After the second shoulder completes, traders typically wait for a breakout through the neckline. The distance from the neckline to the head’s peak often becomes the target price for how far the reversal will extend. This pattern gained particular attention when Bitcoin failed to sustain higher levels multiple times, establishing this textbook formation.

Double Tops and Bottoms: Recognizing Market Exhaustion

Double top patterns show buyer exhaustion in real time. The price reaches a level, pulls back, then tries again—but fails to break higher. This repeated rejection signals that bullish momentum is drying up. After the second peak, a breakdown typically follows, reversing the trend lower.

Bitcoin’s journey to around 69,000 USD provides a classic example: two peaks in succession with neither able to push beyond the level, culminating in a sharp reversal. The double bottom works in reverse—two failed attempts to push lower signal seller exhaustion, often preceding a significant uptrend.

These patterns work because they visually represent what’s happening in order flow: buyers (or sellers) make their best attempt twice, and twice they fail. The third attempt typically goes the opposite direction.

Rounded Patterns: When Trends Lose Momentum

Rounding tops and bottoms differ from sharp reversals—they unfold more gradually. A rounded bottom shows a downtrend slowly weakening until momentum shifts to the upside. Similarly, a rounding top indicates a sustained uptrend gradually fading into a downtrend.

What makes these patterns valuable in crypto trading is their clarity: there’s no ambiguity about whether the pattern is forming. As the downtrend weakens, early traders begin accumulating. When the reversal becomes obvious, remaining traders jump in, creating the final surge upward.

Flag and Cup-Handle: Quick Continuation Plays

Within a powerful trend, consolidation periods create perfect setup opportunities. Flag patterns represent these sideways movements—short pauses before the main trend resumes. A strong move up (or down) leads to a brief pullback, then the trend accelerates again.

Cup and handle patterns extend this concept: the cup portion resembles a rounded bottom, followed by a handle formation similar to a small flag. Once the handle completes, the uptrend continues with renewed energy. These patterns are particularly valuable because they offer low-risk entry points with clear stop-loss levels.

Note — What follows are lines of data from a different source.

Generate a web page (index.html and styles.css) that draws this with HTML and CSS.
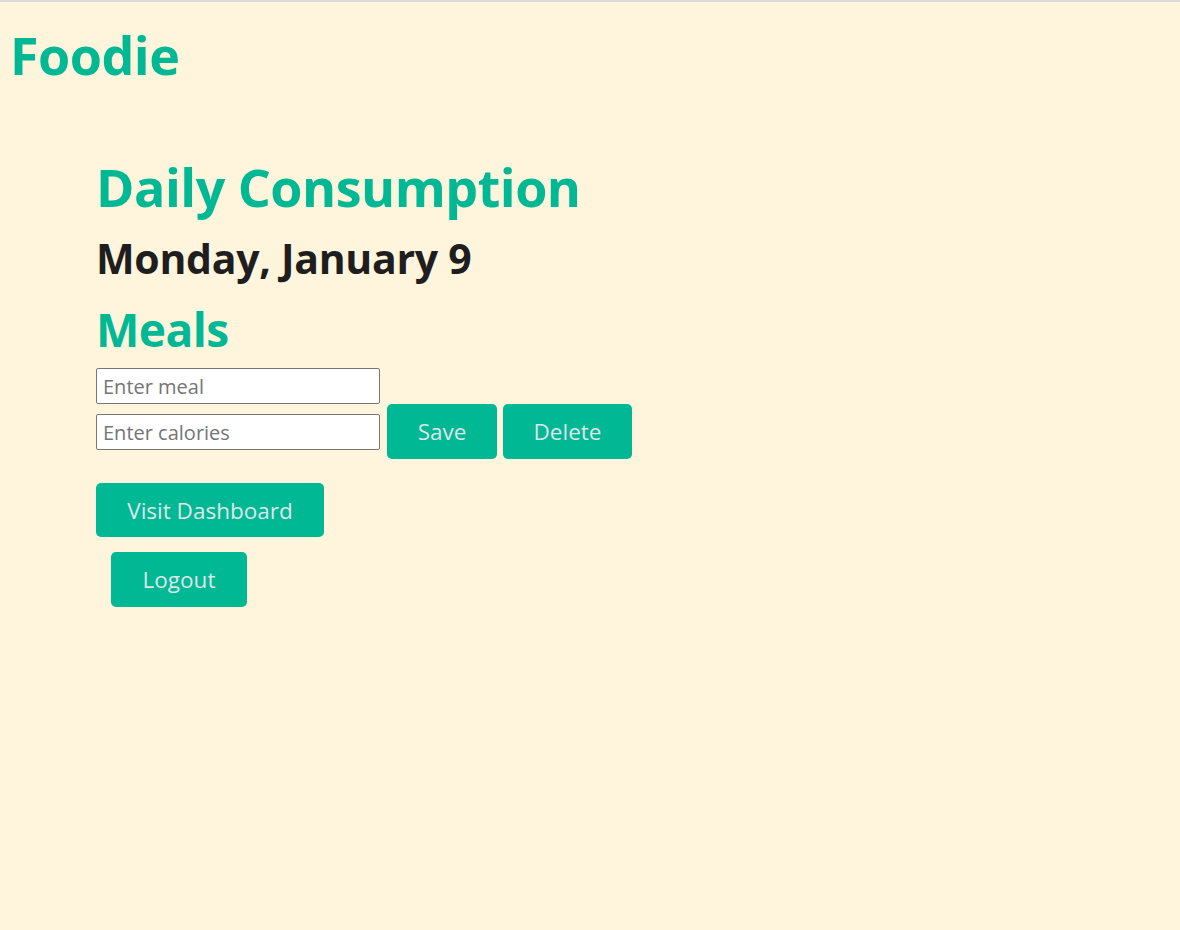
FILE: index.html
```html
<!DOCTYPE html>
<html lang="en">
<head>
<meta charset="utf-8">
<title>Foodie</title>
<link rel="stylesheet" href="styles.css">
</head>
<body>
<header class="site-header">
  <h1 class="logo">Foodie</h1>
</header>
<main class="page">
  <h2 class="title">Daily Consumption</h2>
  <h3 class="date">Monday, January 9</h3>
  <h3 class="section">Meals</h3>
  <form class="meal-form">
    <div class="row">
      <input class="field" type="text" placeholder="Enter meal">
    </div>
    <div class="row row-actions">
      <input class="field" type="text" placeholder="Enter calories">
      <button class="btn btn-save" type="button">Save</button>
      <button class="btn btn-delete" type="button">Delete</button>
    </div>
  </form>
  <div class="nav-row">
    <button class="btn btn-dash" type="button">Visit Dashboard</button>
  </div>
  <div class="nav-row nav-logout">
    <button class="btn btn-logout" type="button">Logout</button>
  </div>
</main>
</body>
</html>
```

FILE: styles.css
```css
html, body {
  margin: 0;
  padding: 0;
}
body {
  background: #fff5dd;
  border-top: 2px solid #dcdcdc;
  min-height: 928px;
  font-family: "Open Sans", "Noto Sans", sans-serif;
  color: #1e1e1e;
}
.site-header {
  padding-left: 10px;
}
.logo {
  margin: 0;
  padding-top: 18px;
  font-size: 52px;
  line-height: 70px;
  font-weight: 700;
  color: #00b894;
  letter-spacing: -0.5px;
}
.page {
  padding-left: 96px;
  padding-top: 63px;
}
.title {
  margin: 0;
  font-size: 52px;
  line-height: 68px;
  font-weight: 700;
  color: #00b894;
  letter-spacing: -0.5px;
}
.date {
  margin: 8px 0 0;
  font-size: 41px;
  line-height: 58px;
  font-weight: 700;
  color: #1e1e1e;
  letter-spacing: -0.3px;
}
.section {
  margin: 10px 0 0;
  font-size: 46px;
  line-height: 64px;
  font-weight: 700;
  color: #00b894;
  letter-spacing: -0.5px;
}
.meal-form {
  display: flex;
  flex-direction: column;
  margin-top: 7px;
}
.row {
  display: flex;
}
.row-actions {
  align-items: flex-end;
}
.field {
  box-sizing: border-box;
  width: 284px;
  height: 36px;
  margin: 0;
  padding: 0 6px;
  border: 1px solid #767676;
  border-radius: 2px;
  background: #fff;
  font-family: inherit;
  font-size: 20px;
  color: #1e1e1e;
}
.field::placeholder {
  color: #757575;
}
.row-actions .field {
  margin-bottom: 9px;
}
.btn {
  box-sizing: border-box;
  height: 55px;
  border: none;
  border-radius: 5px;
  background: #00b894;
  color: #dfe6e9;
  font-family: inherit;
  font-size: 22.5px;
  cursor: pointer;
}
.btn-save {
  width: 110px;
  margin-left: 7px;
}
.btn-delete {
  width: 129px;
  margin-left: 6px;
}
.nav-row {
  display: flex;
  margin-top: 24px;
}
.btn-dash {
  width: 228px;
  height: 54px;
}
.nav-logout {
  margin-top: 15px;
  padding-left: 15px;
}
.btn-logout {
  width: 136px;
}
```
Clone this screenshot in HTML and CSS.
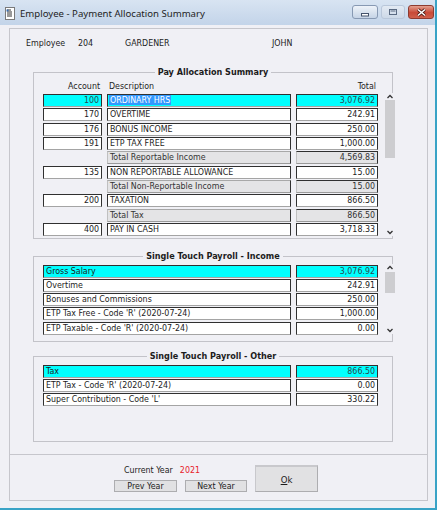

Both patterns work across multiple timeframes in crypto markets, making them reliable tools whether you’re swing trading or catching longer-term moves.

Wedges: Convergence Before the Next Big Move

Wedge formations form when price gets squeezed between two trendlines that gradually converge. The tightening typically occurs at support or resistance levels. Two variants exist: falling wedges (bullish) and rising wedges (bearish).

The key principle: wedges usually break in the opposite direction of their slope. A falling wedge tends to break upward, while a rising wedge breaks downward. In bullish crypto markets, falling wedges appear frequently; in bearish periods, rising wedges dominate. The compression itself doesn’t indicate direction—the trendline orientation does.

Triangles: Bullish and Bearish Continuations

Ascending triangles signal bullish continuation. The pattern features equal highs (resistance) with rising lows—compression that leads to an upside breakout. Traders use ascending triangles to add to positions within strong uptrends, knowing the pattern statistically favors upward resolution.

Descending triangles work oppositely: equal lows (support) with declining highs create downside compression. In downtrends, this pattern typically resolves lower. Both triangle patterns represent periods where price consolidates before the main trend reasserts itself.

The beauty of triangles in crypto chart patterns is their predictability—once you identify the formation, the likely direction follows from the structure itself.

Bringing It Together: Using Crypto Chart Patterns in Real Trading

Understanding individual patterns is just the first step. Successful traders combine multiple patterns, confirm signals across different timeframes, and always maintain strict risk management. A pattern might signal high probability, but false breakouts still happen.

The most reliable approach: wait for the actual breakout through support or resistance, confirm it on a higher timeframe, and position size accordingly. Don’t force trades on weak patterns—the next setup always comes. Remember that pattern combination (two or more patterns aligning) carries stronger confirmation than isolated signals.

Crypto markets move fast, which actually makes chart patterns more reliable. Clear technical levels attract traders, creating self-fulfilling prophecies that reinforce these patterns. The decades of historical validation backing these patterns applies directly to modern crypto trading—the fundamentals simply haven’t changed.